Opinion: Reducing emissions through innovation

By Iain Campbell, Senior Fellow at Rocky Mountain Institute and Tony Gleeson, M.AIRAH, CEO of AIRAH. With the hottest summer on record just behind us, climate change is top of mind for many of us here in Australia. Since 1910, our country has warmed over 1°C on average, leading to more extreme heat events, including…

By Iain Campbell, Senior Fellow at Rocky Mountain Institute and Tony Gleeson, M.AIRAH, CEO of AIRAH.

With the hottest summer on record just behind us, climate change is top of mind for many of us here in Australia. Since 1910, our country has warmed over 1°C on average, leading to more extreme heat events, including increased bushfires, bleaching coral reefs and rising sea levels.

More than 1.2 million hectares burned in bushfires this summer, with fires continuing into the autumn on what was already the driest inhabited continent. In 2016 between February and May, we lost 30 per cent of all coral in the Great Barrier Reef, and 2017 saw another mass bleaching. These were the first consecutive two years in recorded history to experience mass coral bleachings.

We increasingly recognise that reducing emissions through innovation and clean energy deployment may be the only way to achieve the reductions necessary to solve the climate crisis. Researchers from RMIT University in Melbourne recently discovered a method to convert CO2 back into solid carbon, which could transform carbon capture and storage globally.

Our regional governments are stepping up their efforts to reduce emissions. States and territories representing 80 per cent of Australia’s emissions have committed to reach zero net emissions by 2050, including the cities of Adelaide, Sydney and Melbourne. And Tasmania is the first jurisdiction in Australia to already reach zero net emissions.

The Sustainable Melbourne Fund pioneered the Environmental Upgrade Agreement (EUA), a financial mechanism that enables building energy efficiency retrofits. EUAs have abated over 245,000 tonnes of greenhouse gas, are available in cities across Victoria and New South Wales, and are emulated as best practice around the world. Nationally, the NABERS building rating system has been a huge success, with 81 per cent of our country’s office space rated with NABERS, saving an estimated 826,578 tonnes of CO2 emissions.

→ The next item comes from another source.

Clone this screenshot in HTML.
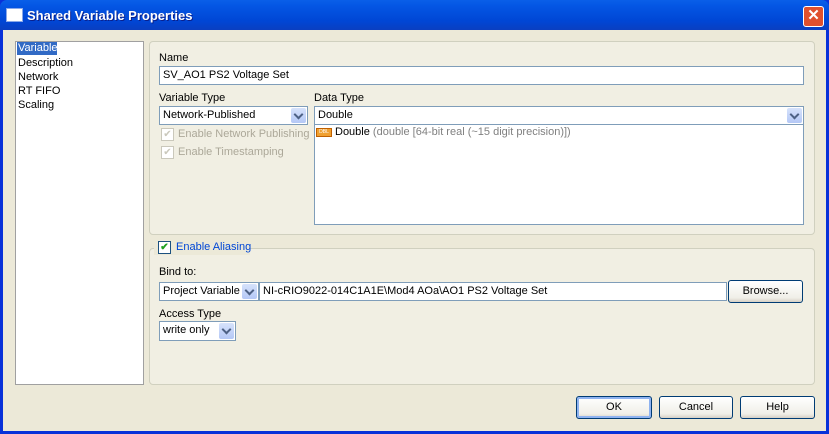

Despite these innovations and emission mitigation measures, the climate threat still looms ahead of us. One of the largest contributors to climate change is a mundane feature of our everyday life: residential air conditioning. Here in Australia, refrigeration and air conditioning consume 23.6 per cent of all electricity produced, which is more than the entire consumption of the residential sector.

Overseas, while only 7 per cent of Indians and 9 per cent of Indonesians own air conditioners – compared to 74 per cent of Australians – this is changing quickly.

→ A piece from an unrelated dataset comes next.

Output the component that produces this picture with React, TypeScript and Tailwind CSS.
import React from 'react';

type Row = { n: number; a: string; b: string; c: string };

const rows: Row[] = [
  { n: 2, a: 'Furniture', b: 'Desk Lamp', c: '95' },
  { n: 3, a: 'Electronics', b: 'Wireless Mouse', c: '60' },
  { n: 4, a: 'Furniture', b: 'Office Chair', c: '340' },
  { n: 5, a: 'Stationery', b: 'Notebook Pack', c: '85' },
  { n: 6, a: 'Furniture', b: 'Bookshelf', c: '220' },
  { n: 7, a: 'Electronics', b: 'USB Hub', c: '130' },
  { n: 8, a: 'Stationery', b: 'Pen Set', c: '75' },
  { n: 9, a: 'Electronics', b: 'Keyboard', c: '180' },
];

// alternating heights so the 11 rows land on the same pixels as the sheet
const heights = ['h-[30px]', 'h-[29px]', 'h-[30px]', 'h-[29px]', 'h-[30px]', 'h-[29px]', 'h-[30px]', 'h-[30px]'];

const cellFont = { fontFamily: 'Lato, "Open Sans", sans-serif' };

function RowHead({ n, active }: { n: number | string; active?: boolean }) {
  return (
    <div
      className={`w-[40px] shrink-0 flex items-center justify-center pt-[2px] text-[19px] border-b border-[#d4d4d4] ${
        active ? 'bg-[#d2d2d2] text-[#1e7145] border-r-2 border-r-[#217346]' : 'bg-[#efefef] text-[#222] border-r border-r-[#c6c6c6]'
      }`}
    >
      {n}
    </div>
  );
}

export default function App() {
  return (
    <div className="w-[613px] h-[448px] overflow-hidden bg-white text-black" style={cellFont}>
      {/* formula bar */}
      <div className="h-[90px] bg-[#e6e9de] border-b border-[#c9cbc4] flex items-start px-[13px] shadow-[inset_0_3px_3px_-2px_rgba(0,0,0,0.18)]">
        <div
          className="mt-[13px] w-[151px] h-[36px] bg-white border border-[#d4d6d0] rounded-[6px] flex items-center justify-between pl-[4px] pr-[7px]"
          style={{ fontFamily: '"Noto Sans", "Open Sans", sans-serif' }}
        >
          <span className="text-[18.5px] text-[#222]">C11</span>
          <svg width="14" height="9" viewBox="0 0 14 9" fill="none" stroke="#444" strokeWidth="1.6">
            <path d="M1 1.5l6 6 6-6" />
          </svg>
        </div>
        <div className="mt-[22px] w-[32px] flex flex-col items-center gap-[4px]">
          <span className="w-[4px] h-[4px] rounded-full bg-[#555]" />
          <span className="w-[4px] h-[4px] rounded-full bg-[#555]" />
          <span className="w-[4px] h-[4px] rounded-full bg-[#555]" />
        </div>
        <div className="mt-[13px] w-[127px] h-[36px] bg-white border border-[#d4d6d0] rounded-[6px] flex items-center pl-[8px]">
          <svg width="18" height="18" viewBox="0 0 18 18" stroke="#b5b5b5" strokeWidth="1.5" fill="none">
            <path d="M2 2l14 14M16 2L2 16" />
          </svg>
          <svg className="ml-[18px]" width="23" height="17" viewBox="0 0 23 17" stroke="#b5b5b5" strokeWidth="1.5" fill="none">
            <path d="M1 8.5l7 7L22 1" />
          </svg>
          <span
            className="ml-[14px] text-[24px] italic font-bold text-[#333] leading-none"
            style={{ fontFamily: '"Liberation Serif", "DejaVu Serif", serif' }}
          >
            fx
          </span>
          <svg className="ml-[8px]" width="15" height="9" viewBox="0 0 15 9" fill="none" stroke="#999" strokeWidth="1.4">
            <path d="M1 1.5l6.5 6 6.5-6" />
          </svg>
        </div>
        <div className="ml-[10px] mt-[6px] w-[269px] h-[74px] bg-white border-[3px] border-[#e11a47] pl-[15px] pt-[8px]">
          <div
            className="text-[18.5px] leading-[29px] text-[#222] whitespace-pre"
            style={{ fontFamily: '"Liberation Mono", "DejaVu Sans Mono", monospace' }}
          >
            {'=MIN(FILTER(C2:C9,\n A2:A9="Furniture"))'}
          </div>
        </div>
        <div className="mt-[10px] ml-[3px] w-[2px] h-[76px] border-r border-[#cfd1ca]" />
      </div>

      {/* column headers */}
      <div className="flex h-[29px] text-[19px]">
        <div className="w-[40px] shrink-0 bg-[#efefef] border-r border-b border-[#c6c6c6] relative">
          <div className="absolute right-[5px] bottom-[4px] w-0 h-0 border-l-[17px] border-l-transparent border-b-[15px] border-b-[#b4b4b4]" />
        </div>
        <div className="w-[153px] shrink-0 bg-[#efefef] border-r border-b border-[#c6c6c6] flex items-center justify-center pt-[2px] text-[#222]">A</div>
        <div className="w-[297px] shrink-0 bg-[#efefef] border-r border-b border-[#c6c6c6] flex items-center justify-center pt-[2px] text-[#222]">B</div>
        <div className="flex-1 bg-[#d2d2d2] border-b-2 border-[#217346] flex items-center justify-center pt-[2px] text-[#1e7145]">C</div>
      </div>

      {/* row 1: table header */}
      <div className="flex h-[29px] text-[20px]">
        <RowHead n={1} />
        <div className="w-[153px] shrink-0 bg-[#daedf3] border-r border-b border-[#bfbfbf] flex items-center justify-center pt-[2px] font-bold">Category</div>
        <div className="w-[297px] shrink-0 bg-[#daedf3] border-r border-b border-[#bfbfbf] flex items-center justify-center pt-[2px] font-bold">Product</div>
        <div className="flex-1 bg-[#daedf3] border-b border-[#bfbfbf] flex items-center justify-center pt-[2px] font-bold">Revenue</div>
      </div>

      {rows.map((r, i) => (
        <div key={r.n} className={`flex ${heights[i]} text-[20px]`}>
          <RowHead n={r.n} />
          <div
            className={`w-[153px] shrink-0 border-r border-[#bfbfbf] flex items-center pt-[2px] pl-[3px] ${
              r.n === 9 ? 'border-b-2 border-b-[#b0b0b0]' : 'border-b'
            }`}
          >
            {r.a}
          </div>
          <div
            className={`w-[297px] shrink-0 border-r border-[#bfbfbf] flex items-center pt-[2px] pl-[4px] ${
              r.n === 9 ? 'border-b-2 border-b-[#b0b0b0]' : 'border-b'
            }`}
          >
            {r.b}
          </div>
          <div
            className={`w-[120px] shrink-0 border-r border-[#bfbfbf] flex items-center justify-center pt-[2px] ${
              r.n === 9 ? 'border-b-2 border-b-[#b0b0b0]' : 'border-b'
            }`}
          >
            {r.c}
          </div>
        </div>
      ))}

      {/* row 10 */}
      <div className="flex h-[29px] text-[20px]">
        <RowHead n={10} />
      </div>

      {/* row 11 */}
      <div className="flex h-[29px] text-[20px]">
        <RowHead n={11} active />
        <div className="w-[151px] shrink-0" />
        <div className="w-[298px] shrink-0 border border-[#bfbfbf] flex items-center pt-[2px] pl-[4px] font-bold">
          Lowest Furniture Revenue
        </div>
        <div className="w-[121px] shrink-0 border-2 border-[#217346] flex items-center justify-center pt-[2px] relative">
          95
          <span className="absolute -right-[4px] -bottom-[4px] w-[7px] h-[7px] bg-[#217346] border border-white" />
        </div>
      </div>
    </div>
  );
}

As the climate warms, populations grow, incomes rise and the world becomes more urbanised, the demand for air conditioning is forecasted to accelerate rapidly. The number of room air conditioners globally is set to increase fourfold from 1.2 billion today to 4.5 billion by 2050. Based on analysis by the Rocky Mountain Institute (RMI), this alone has the potential to warm the planet by 0.5°C by 2100.

Access to cooling is increasingly no longer being viewed as a luxury, but a vital enabler of health and productivity. But running an air conditioner today is becoming less affordable. Residential electricity tariffs here in Australia are among the highest in the world, causing lower income households to ration their air conditioning use because of concerns over cost. And air conditioners place a huge burden on our electricity grid. Just three-quarters of our electricity network is used on most days; the final quarter is only used on hot days for a few hours to meet additional demand from air conditioners. This infrastructure is being paid for by consumers all across the country, regardless of whether they actually own an air conditioner or not. The Productivity Commission calculated that households that use air conditioners at peak hours receive an effective cross-subsidy of $350 per year from households that don’t.

It is possible to neutralise this climate impact from residential air conditioner growth while lessening the financial burden on consumers with radically more energy-efficient air conditioners in combination with less damaging refrigerants. An RMI report shows that, using combinations of existing technologies, it is possible to design a residential air conditioner that is five times better for the climate. The impact of this would be massive. If adopted at scale, this technology would mitigate more than 75 gigatonnes of CO2 by 2050 and 0.5°C of global warming by 2100, with the added benefits of saving governments money on electricity infrastructure and consumers money on their electricity bills.

RMI, Mission Innovation, and the Government of India recently launched the Global Cooling Prize, an international innovation competition to identify, award and scale a residential cooling solution that is five times better for the climate.

We in Australia are at the front line of climate change, and our innovators have demonstrated again and again a will and capability to step forward and take on the challenges that can help improve the lives of our citizens and those of the world. The Global Cooling Prize is calling for innovators from around the world to take up this challenge. Let’s ensure our innovators are a part of this global movement to develop a radically more climate-friendly air conditioner. This would help abate the effects of climate change in Australia while allowing access to cooling for the most vulnerable populations – cooling for all without warming the planet.